This post is by Hank Kim for Accordant Media.
One of the byproducts of modern digital technology has been the unprecedented influx of engineering and Silicon Valley skill sets into the advertising industry. As Fortune 500 brand marketers and their traditional agency partners work hard to adapt to the mercurial evolution of digital marketing, the sector is rife with venture capital dollars supporting technology start-ups that harken back to the exuberance of the dot.com era in the late 90’s-early aughts.
One company that has carved out a unique position in the ad tech marketplace both in terms of its launch strategy and its heritage is Accordant Media. Accordant is a programmatic media company that partners with both established media buying agencies and, increasingly, directly with brands to execute the most effective, efficient and micro-targeted digital advertising campaigns.
As a private start-up now marking its fourth year, Accordant works outside of the global Madison Avenue holding company system of “trading desks” — companies who plan, buy and optimize advertising in an increasingly realtime biddable marketplace (RTB) where media buys are automated by sophisticated algorithms akin to how Wall Street has operated for generations — but was started and led by two holding company veterans, CEO Art Muldoon and COO Matt Greitzer.
Muldoon and Greitzer originally worked together at Avenue A | Razorfish in 2002, a full service digital agency now owned by Paris-based ad holding company Publicis. Muldoon was the general manger of the New York office, and Greitzer led the search engine marketing practice.
At a Razorfish reunion dinner in the late aughts, the two men realized a common purpose and mindset about what traditional digital agencies were lacking as stewards to their brand marketers in this increasingly complex programmatic media buying marketplace, and the Eureka moment occurred, leading to a series of informal, after-hours brainstorming sessions at coffee shops. Through these meetings, it became apparent that they had the vision to fill a marketplace need.
“We recognized that the premise of marketing was broken in terms of media buying,” said Muldoon. “Agencies were and continue to have trouble grasping the changes brought by data and technology and client demands for reaching audiences in a fragmented, programmatic market. The epiphany was that we could solve for data, technology and expertise to deliver advertising in a more electronically-driven environment.”
Muldoon and Greitzer shared entrepreneurial pasts — each had success at previous companies in launching new divisions and products where digital media was being disruptive. So launching their own enterprise was a natural evolutionary step in his career. As Greitzer recalled, “A this stage of our careers, we had developed many great relationships with marketers and agencies so there was a credible opportunity to recruit a team and create external excitement for the Accordant value proposition.”
No to Venture Capital
One of the notable things about Accordant is how they eschewed the common ad tech funding route of wining and dining the venture capital and private equity communities. Instead Muldoon and Greitzer decided to start and grow the company in a lightly capitalized manner, bootstrapping the company in its first year with only angel investors on board. “We were in the enviable position of not having to raise external capital because we leveraged our industry relationships to get client attention. We didn’t have to go through the typical startup phase of not generating revenue. We thought our rolodex was as good or better than what any marquee VC would offer,“ said Muldoon.

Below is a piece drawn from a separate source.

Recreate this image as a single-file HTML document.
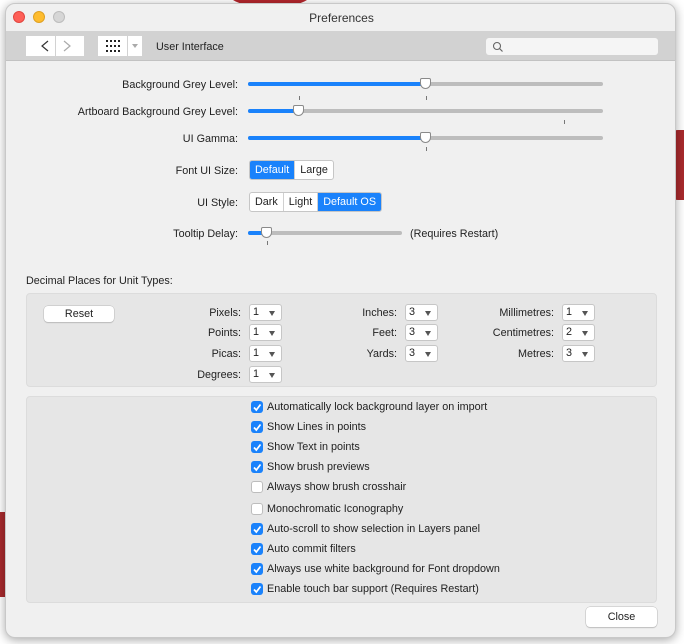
<!DOCTYPE html>
<html><head><meta charset="utf-8"><style>
*{box-sizing:border-box;margin:0;padding:0}
body{width:684px;height:644px;position:relative;background:#fff;font-family:"Liberation Sans",Arial,sans-serif;font-size:10.8px;color:#222;overflow:hidden}
.a{position:absolute}
.win{left:5px;top:3px;width:671px;height:635px;background:#f0f0f0;border-radius:10px;border:1px solid #c8c8c8;box-shadow:0 2px 10px rgba(0,0,0,.35);overflow:hidden}
.lbl{position:absolute;text-align:right;white-space:nowrap}
.track{position:absolute;height:4px;border-radius:2px;background:#bdbdbd}
.fill{position:absolute;height:4px;border-radius:2px;background:#1a82fb}
.thumb{position:absolute;width:11px;height:11px;background:#fff;border:1px solid #8a8a8a;border-radius:2px 2px 6px 6px}
.tick{position:absolute;width:1px;height:4px;background:#777}
.seg{position:absolute;display:flex;border:1px solid #c6c6c6;border-radius:3px;background:#fff;height:20px;overflow:hidden}
.seg div{padding:0 5px;line-height:18px;border-right:1px solid #d0d0d0}
.seg div:last-child{border-right:none}
.seg .on{background:#1a82fb;color:#fff}
.panel{position:absolute;left:20px;width:631px;background:#e6e6e6;border:1px solid #dcdcdc;border-radius:4px}
.dd{position:absolute;width:33px;height:17px;background:#fff;border:1px solid #c6c6c6;border-radius:3px;padding-left:3px;line-height:15px}
.dd:after{content:"";position:absolute;right:6px;top:6px;border-left:3px solid transparent;border-right:3px solid transparent;border-top:5px solid #555}
.cb{position:absolute;left:245px;width:12px;height:12px;border-radius:3px}
.cb.on{background:#1a82fb}
.cb.off{background:#fff;border:1px solid #bdbdbd}
.ct{position:absolute;left:261px;white-space:nowrap}
.btn{position:absolute;background:#fff;border-radius:4px;box-shadow:0 0 0 .5px #bbb,0 1px 1px rgba(0,0,0,.2);text-align:center}
</style></head><body>
<div class="a" style="left:230px;top:-20px;width:80px;height:26px;background:#b3262c;border-radius:40%"></div>
<div class="a" style="left:670px;top:130px;width:40px;height:70px;background:#a92a2d;border-radius:8px"></div>
<div class="a" style="left:0;top:512px;width:12px;height:85px;background:#a92a2d"></div>
<div class="a win">
 <div class="a" style="left:7px;top:7px;width:12px;height:12px;border-radius:50%;background:#fe5f57;border:.5px solid #e14640"></div>
 <div class="a" style="left:27px;top:7px;width:12px;height:12px;border-radius:50%;background:#febc2e;border:.5px solid #dea123"></div>
 <div class="a" style="left:47px;top:7px;width:12px;height:12px;border-radius:50%;background:#d6d6d6;border:.5px solid #bcbcbc"></div>
 <div class="a" style="left:0;top:7px;width:671px;text-align:center;font-size:12px;color:#333">Preferences</div>
 <div class="a" style="left:0;top:27px;width:671px;height:30px;background:#d2d2d2;border-bottom:1px solid #c2c2c2"></div>
 <div class="a" style="left:20px;top:32px;width:29px;height:20px;background:#fff"></div>
 <div class="a" style="left:50px;top:32px;width:28px;height:20px;background:#fff"></div>
 <svg class="a" style="left:20px;top:32px" width="58" height="20"><path d="M22 5 L16 10 L22 15" stroke="#333" fill="none" stroke-width="1.2"/><path d="M38 5 L44 10 L38 15" stroke="#aaa" fill="none" stroke-width="1.2"/></svg>
 <div class="a" style="left:92px;top:32px;width:29px;height:20px;background:#fff"></div>
 <div class="a" style="left:122px;top:32px;width:14px;height:20px;background:#fff"></div>
 <svg class="a" style="left:92px;top:32px" width="44" height="20"><g fill="#222">
 <rect x="8" y="4" width="2" height="2"/><rect x="12" y="4" width="2" height="2"/><rect x="16" y="4" width="2" height="2"/><rect x="20" y="4" width="2" height="2"/>
 <rect x="8" y="9" width="2" height="2"/><rect x="12" y="9" width="2" height="2"/><rect x="16" y="9" width="2" height="2"/><rect x="20" y="9" width="2" height="2"/>
 <rect x="8" y="14" width="2" height="2"/><rect x="12" y="14" width="2" height="2"/><rect x="16" y="14" width="2" height="2"/><rect x="20" y="14" width="2" height="2"/></g>
 <path d="M34 8 L40 8 L37 12Z" fill="#aaa"/></svg>
 <div class="a" style="left:150px;top:37px">User Interface</div>
 <div class="a" style="left:480px;top:34px;width:172px;height:17px;background:#f5f5f5;border-radius:3px"></div>
 <svg class="a" style="left:486px;top:37px" width="12" height="12"><circle cx="5" cy="5" r="3.5" stroke="#666" fill="none" stroke-width="1.1"/><path d="M7.5 7.5 L10.5 10.5" stroke="#666" stroke-width="1.2"/></svg>

 <div class="lbl" style="right:437px;top:75px">Background Grey Level:</div>
 <div class="track" style="left:242px;top:78px;width:355px"></div><div class="fill" style="left:242px;top:78px;width:178px"></div>
 <div class="thumb" style="left:414px;top:74px"></div><div class="tick" style="left:420px;top:92px"></div>
 <div class="lbl" style="right:437px;top:102px">Artboard Background Grey Level:</div>
 <div class="track" style="left:242px;top:105px;width:355px"></div><div class="fill" style="left:242px;top:105px;width:51px"></div>
 <div class="thumb" style="left:287px;top:101px"></div><div class="tick" style="left:293px;top:92px"></div><div class="tick" style="left:558px;top:116px"></div>
 <div class="lbl" style="right:437px;top:129px">UI Gamma:</div>
 <div class="track" style="left:242px;top:132px;width:355px"></div><div class="fill" style="left:242px;top:132px;width:178px"></div>
 <div class="thumb" style="left:414px;top:128px"></div><div class="tick" style="left:420px;top:143px"></div>

 <div class="lbl" style="right:437px;top:161px">Font UI Size:</div>
 <div class="seg" style="left:243px;top:156px"><div class="on">Default</div><div>Large</div></div>
 <div class="lbl" style="right:437px;top:193px">UI Style:</div>
 <div class="seg" style="left:243px;top:188px"><div>Dark</div><div>Light</div><div class="on">Default OS</div></div>
 <div class="lbl" style="right:437px;top:224px">Tooltip Delay:</div>
 <div class="track" style="left:242px;top:227px;width:154px"></div><div class="fill" style="left:242px;top:227px;width:19px"></div>
 <div class="thumb" style="left:255px;top:223px"></div><div class="tick" style="left:261px;top:237px"></div>
 <div class="a" style="left:404px;top:224px">(Requires Restart)</div>

 <div class="a" style="left:20px;top:271px">Decimal Places for Unit Types:</div>
 <div class="panel" style="top:289px;height:94px"></div>
 <div class="btn" style="left:38px;top:302px;width:70px;height:16px;line-height:16px">Reset</div>
 <div class="lbl" style="right:434px;top:303px">Pixels:</div><div class="dd" style="left:243px;top:300px">1</div>
 <div class="lbl" style="right:434px;top:323px">Points:</div><div class="dd" style="left:243px;top:320px">1</div>
 <div class="lbl" style="right:434px;top:344px">Picas:</div><div class="dd" style="left:243px;top:341px">1</div>
 <div class="lbl" style="right:434px;top:365px">Degrees:</div><div class="dd" style="left:243px;top:362px">1</div>
 <div class="lbl" style="right:278px;top:303px">Inches:</div><div class="dd" style="left:399px;top:300px">3</div>
 <div class="lbl" style="right:278px;top:323px">Feet:</div><div class="dd" style="left:399px;top:320px">3</div>
 <div class="lbl" style="right:278px;top:344px">Yards:</div><div class="dd" style="left:399px;top:341px">3</div>
 <div class="lbl" style="right:121px;top:303px">Millimetres:</div><div class="dd" style="left:556px;top:300px">1</div>
 <div class="lbl" style="right:121px;top:323px">Centimetres:</div><div class="dd" style="left:556px;top:320px">2</div>
 <div class="lbl" style="right:121px;top:344px">Metres:</div><div class="dd" style="left:556px;top:341px">3</div>

 <div class="panel" style="top:392px;height:207px"></div>
 <svg width="0" height="0" style="position:absolute"><defs><path id="ck" d="M3 6.5 L5.3 9 L9.5 3.5" stroke="#fff" stroke-width="1.7" fill="none"/></defs></svg>
 <div class="cb on" style="top:397px"><svg width="12" height="12"><use href="#ck"/></svg></div><div class="ct" style="top:397px">Automatically lock background layer on import</div>
 <div class="cb on" style="top:417px"><svg width="12" height="12"><use href="#ck"/></svg></div><div class="ct" style="top:417px">Show Lines in points</div>
 <div class="cb on" style="top:437px"><svg width="12" height="12"><use href="#ck"/></svg></div><div class="ct" style="top:437px">Show Text in points</div>
 <div class="cb on" style="top:457px"><svg width="12" height="12"><use href="#ck"/></svg></div><div class="ct" style="top:457px">Show brush previews</div>
 <div class="cb off" style="top:477px"></div><div class="ct" style="top:477px">Always show brush crosshair</div>
 <div class="cb off" style="top:499px"></div><div class="ct" style="top:499px">Monochromatic Iconography</div>
 <div class="cb on" style="top:519px"><svg width="12" height="12"><use href="#ck"/></svg></div><div class="ct" style="top:519px">Auto-scroll to show selection in Layers panel</div>
 <div class="cb on" style="top:539px"><svg width="12" height="12"><use href="#ck"/></svg></div><div class="ct" style="top:539px">Auto commit filters</div>
 <div class="cb on" style="top:559px"><svg width="12" height="12"><use href="#ck"/></svg></div><div class="ct" style="top:559px">Always use white background for Font dropdown</div>
 <div class="cb on" style="top:579px"><svg width="12" height="12"><use href="#ck"/></svg></div><div class="ct" style="top:579px">Enable touch bar support (Requires Restart)</div>

 <div class="btn" style="left:580px;top:603px;width:71px;height:20px;line-height:20px">Close</div>
</div>
</body></html>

The two don’t rule out the possibility of raising venture funds down the line for strategic reasons, but they have no current plans to do so considering Accordant has been profitable for the past two years and can fund technology investments with cash flow.
In a highly technical and seemingly commoditized space, the challenge of positioning and distinguishing one’s brand can crush companies. Accordant’s early success can be attributed in large part to the founders’ ability to set a clear, decisive vision for what the company is and offers. As Muldoon relates, the focus has been on working with premium marketers and media agencies and avoiding the temptation of client work that was outside the goal of being white glove solutions for brands.
An important part of brand-building lies in how a new company conducts its recruiting efforts. According to Muldoon and Greitzer, the digital advertising world is evolving in a way that now requires companies to hire marketing practitioners with a new, multi-faceted skill set. Engineers, software developers and data scientists are increasingly gaining currency in advertising. “Not only are we looking for great client strategists, but also brilliant technicalists and data modelers. Both roles are critical to success in the programmatic media environment” said Greitzer. “The team has come together and a true culture is forming.” There are currently 50 staffers with offices in New York, San Francisco and soon in Chicago.
Every ad tech entrepreneur will tell you that the industry is moving at such a fast pace that the need to constantly stay ahead of the changes is both exhilarating and exhausting. “Over the next 5 years, the role of brand chief marketing officers will require those folks to have a stronger grasp of technology, data and analytics,” said Muldoon. “We believe our go-to-market approach as a white glove programmatic media expert will be very scalable beyond the North American market. Don’t be surprised to see us in EMEA, Latin America and Asia-Pacific.”